Tuesday, January 24, 2006

DaralHayat:They See What They Want to See

DarAlHayat:The experts say that there are 700,000 blogs in Iran, but I've also read that there are only 100,000. The huge difference, as estimated by internet sites specialized in the blogging phenomenon, shows how shaky the information is and how much we need to be careful about dealing with information, analyzing it, and taking positions based on such information.
We can be certain that Iran's President, Mahmoud Ahmadinejad, heads a hard-line, or extremist regime, and that successive Iranian governments have sought to control or muzzle the media. Then the blogs arrived, free of the control that exists on the traditional press. We also know that there are 70 million people in Iran, that the level of education is 90%, that 70% of people are under 30, and that the majority of bloggers are from this segment of society.
It's an undisputed fact that there is no legislation or law in Iran against blogging, although bloggers are held accountable if they deal with forbidden material, which is considerable - from western music to local politics.
If all of the above is true, then it follows that out of 100,000 active blogs (I'm not going to use the 700,000 figure), only 4 bloggers have been imprisoned thus far, and only a few dozen have been detained. This means that the government's campaign against blogs might not be as fierce as hostile western sources maintain. Or, perhaps the government has failed to suppress blogs, especially since bloggers can conceal their names if they want to. Or, perhaps the explanation is a mix of these two elements.
I'm not forgetting that I'm a journalist whose mission is to publish, not conceal. Therefore, I insist on the right of every Iranian to freedom of speech, even if it is critical. In fact, I insist on the idea that someone should criticize if he or she wants to, and I take no offense at republishing articles from the western press that criticize the Iranian regime, or express an admiration for western music. Nevertheless, I understand that the Iranian regime, or any regime in a conservative country, would like to conceal sites that promote excessive sexual openness, or insult Islam and Muslims. I'm completely convinced that the great majority of Iranians, and every people in the region, would support their governments' campaigns in these two areas.
Of course, such a campaign could cover a wider project, which is to go after political opponents under the slogan of protecting the Constitution, or safeguarding independence. This isn't acceptable at all, especially in Iran, where there is no danger to the regime from the inside. The President, with his well-known policies, won a vast majority of votes; if another democratic election were held tomorrow the result wouldn't be much different.
In other words, a regime that it is in a position of strength should tolerate any domestic opposition, and allow various things on Iranian websites. If it does so, it robs the enemies of Iran of a weapon that they always use to slander the regime, namely that freedom of speech is restricted, and that the conservatives punish such activities. In reality, this might take place, giving the accusation a kind of credibility, even if 20 people out of 100,000 or 700,000 are arrested.
I'll leave the discussion to the experts. Recently, a book by Nasrin Alavi on Iranian blogs was published, entitled "We are Iran: Persian Blogs"; it is a critical sphere but it offers useful information to interested readers. On the Global Voices Online website, Farid Pouya wrote an article last month entitled "Iranian Hezbollah Goes Blogging," in which he said that among the thousands of Iranian blogs, there are many sites pro-Hezbollah, so it's not true that every blog is run by a liberal democratic who wants regime change.
Most pro-Hezbollah bloggers use the party's name on their blogs. Pouya says that "If we like them or not they are a part of blogosphere and represent a faction of population." He notes that the term Hezbollah in the Iranian context is quite different from the Lebanese Hezbollah. "In Iran, from beginning of the revolution, pro-Islamic Republic forces called themselves Hezbollah without organizing a political party."

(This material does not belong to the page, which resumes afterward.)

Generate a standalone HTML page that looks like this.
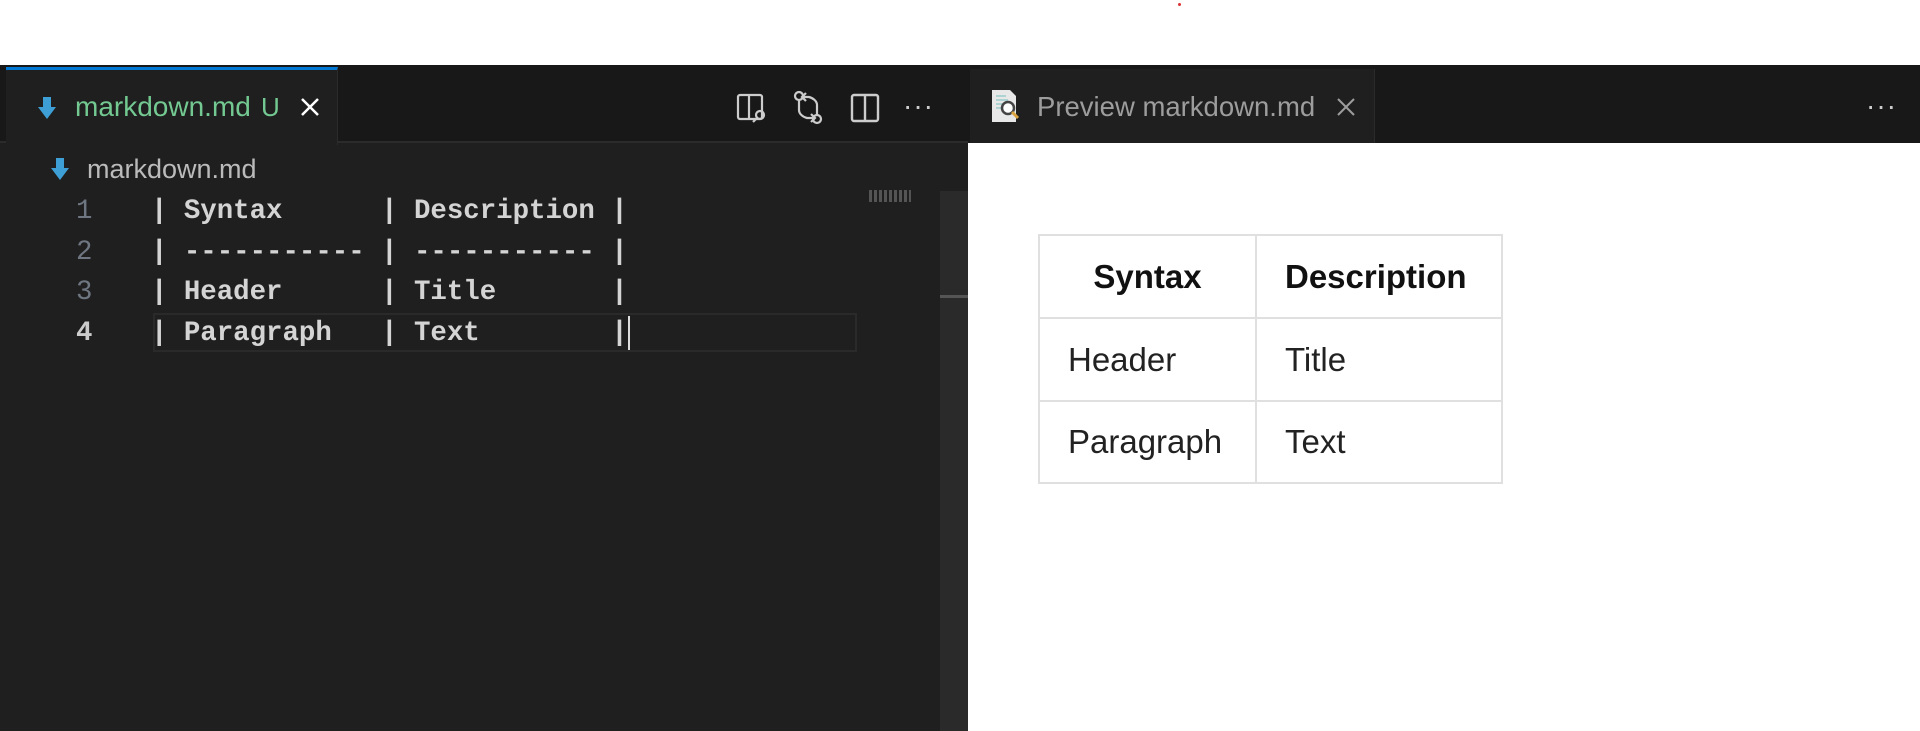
<!DOCTYPE html>
<html><head><meta charset="utf-8"><style>
*{margin:0;padding:0;box-sizing:border-box}
body{width:1920px;height:731px;overflow:hidden;background:#fff;position:relative;font-family:"Liberation Sans",sans-serif}
.abs{position:absolute}
.mono{font-family:"Liberation Mono",monospace;font-size:27.4px;color:#d4d4d4;white-space:pre;font-weight:bold}
</style></head><body>
<div class="abs" style="left:1178px;top:3px;width:3px;height:3px;background:#d33;border-radius:50%"></div>
<div class="abs" style="left:0;top:65px;width:968px;height:666px;background:#1f1f1f"></div>
<div class="abs" style="left:0;top:65px;width:968px;height:78px;background:#181818;border-bottom:2px solid #2b2b2b"></div>
<div class="abs" style="left:6px;top:67px;width:332px;height:78px;background:#1f1f1f;border-top:3px solid #0078d4;border-right:1px solid #2b2b2b"></div>
<svg class="abs" style="left:36px;top:95px" width="22" height="26" viewBox="0 0 22 26"><path d="M7 2h8v10h5L11 24 2 12h5z" fill="#3d9fd6"/></svg>
<div class="abs" style="left:75px;top:91px;font-size:28px;color:#73c991">markdown.md</div>
<div class="abs" style="left:261px;top:92px;font-size:26px;color:#73c991">U</div>
<svg class="abs" style="left:300px;top:97px" width="20" height="20"><path d="M2 2L18 18M18 2L2 18" stroke="#fff" stroke-width="2.5"/></svg>
<svg class="abs" style="left:736px;top:92px" width="32" height="32" viewBox="0 0 32 32" fill="none" stroke="#ccc" stroke-width="2.2"><rect x="2" y="3" width="24" height="24" rx="2"/><path d="M13 3v24"/><circle cx="24" cy="23" r="4"/><path d="M21 26l-4 4"/></svg>
<svg class="abs" style="left:792px;top:90px" width="32" height="36" viewBox="0 0 32 36" fill="none" stroke="#ccc" stroke-width="2.2"><circle cx="7" cy="6" r="4"/><path d="M7 10v10c0 4 4 7 8 8h8M19 24l4 4-4 4"/><circle cx="25" cy="29" r="4"/><path d="M25 25V15c0-4-4-7-8-8H10M14 3l-4 4 4 4"/></svg>
<svg class="abs" style="left:849px;top:92px" width="32" height="32" viewBox="0 0 32 32" fill="none" stroke="#ccc" stroke-width="2.4"><rect x="3" y="3" width="26" height="26" rx="2"/><path d="M16 3v26"/></svg>
<div class="abs" style="left:903px;top:90px;font-size:28px;color:#ccc;letter-spacing:1px">···</div>
<svg class="abs" style="left:49px;top:156px" width="22" height="26" viewBox="0 0 22 26"><path d="M7 2h8v10h5L11 24 2 12h5z" fill="#3d9fd6"/></svg>
<div class="abs" style="left:87px;top:154px;font-size:27px;color:#bbb">markdown.md</div>
<div class="abs" style="left:153px;top:313px;width:704px;height:39px;border:2px solid #2a2a2a"></div>
<div class="abs mono" style="left:76px;top:192px;line-height:40.5px;color:#6e7681;font-weight:normal">1
2
3
<span style="color:#ccc;font-weight:bold">4</span></div>
<div class="abs mono" style="left:151px;top:192px;line-height:40.5px">| Syntax      | Description |
| ----------- | ----------- |
| Header      | Title       |
| Paragraph   | Text        |</div>
<div class="abs" style="left:628px;top:316px;width:2px;height:34px;background:#ddd"></div>
<div class="abs" style="left:869px;top:190px;width:42px;height:12px;opacity:.5;background:repeating-linear-gradient(90deg,#888 0 3px,transparent 3px 5px)"></div>
<div class="abs" style="left:940px;top:191px;width:28px;height:540px;background:#2a2a2a"></div>
<div class="abs" style="left:940px;top:295px;width:28px;height:3px;background:#555"></div>
<div class="abs" style="left:968px;top:65px;width:952px;height:78px;background:#181818"></div>
<div class="abs" style="left:970px;top:69px;width:405px;height:74px;background:#1f1f1f;border-right:1px solid #2b2b2b"></div>
<svg class="abs" style="left:990px;top:88px" width="36" height="36" viewBox="0 0 36 36"><path d="M2 2h18l6 6v26H2z" fill="#e8e8e8"/><path d="M6 8h10M6 12h12M6 16h8M6 20h10" stroke="#9cc" stroke-width="1.5"/><circle cx="18" cy="20" r="6" fill="#fff" stroke="#444" stroke-width="2.5"/><path d="M22 24l6 6" stroke="#d9a441" stroke-width="3"/></svg>
<div class="abs" style="left:1037px;top:91px;font-size:27.5px;color:#9d9d9d">Preview markdown.md</div>
<svg class="abs" style="left:1336px;top:97px" width="20" height="20"><path d="M2 2L18 18M18 2L2 18" stroke="#9d9d9d" stroke-width="2"/></svg>
<div class="abs" style="left:1866px;top:90px;font-size:28px;color:#ccc;letter-spacing:1px">···</div>
<div class="abs" style="left:968px;top:143px;width:952px;height:588px;background:#fff"></div>
<table class="abs" style="left:1038px;top:234px;border-collapse:collapse;font-size:33px;color:#222;border:2px solid #d6d6d6">
<tr style="height:83px"><th style="width:217px;border:2px solid #e0e0e0;font-weight:bold;color:#111">Syntax</th><th style="width:246px;border:2px solid #e0e0e0;text-align:left;padding-left:28px;color:#111">Description</th></tr>
<tr style="height:83px"><td style="border:2px solid #e0e0e0;padding-left:28px">Header</td><td style="border:2px solid #e0e0e0;padding-left:28px">Title</td></tr>
<tr style="height:82px"><td style="border:2px solid #e0e0e0;padding-left:28px">Paragraph</td><td style="border:2px solid #e0e0e0;padding-left:28px">Text</td></tr>
</table>
</body></html>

It appears that Hezbollah (in the Iranian sense) blogs are increasing noticeably, to the degree that their authors have organized themselves into a "Muslim Bloggers Committee," to promote their ideas and defend them against secular bloggers. Islamic blogs are responding to blogs that they consider agents of the enemies of Islam. Many women are listed among partisans of Hezbollah.
I believe that the above provides an objective picture of the state of Iranian blogs, so I find the accusations made by Iran's enemies fabricated, for the obvious reasons, even though I admit that the government in Tehran is trying to block some opposition blogs, and foreign sites through which they are relayed. The enemies of Iran, from the neoconservatives and Israeli apologists, have made Iranian blogs a sign that there is opposition to the government of Mahmoud Ahmadinejad, and there should be. However, it's not as big as the enemies of this government want it to be. All of the blogs aren't against the government, and the fact that they are mostly authored by young people means that they don't represent all Iranians.
The enemies of the Iranian regime who hear the President talk about wiping Israel off the map and returning the Jews to Europe, or Alaska, or about exaggerations in the Holocaust, see what they want to see, and are blind to the fact that computers are available to all Iranians, and that there are 1,500 internet cafes in Tehran alone.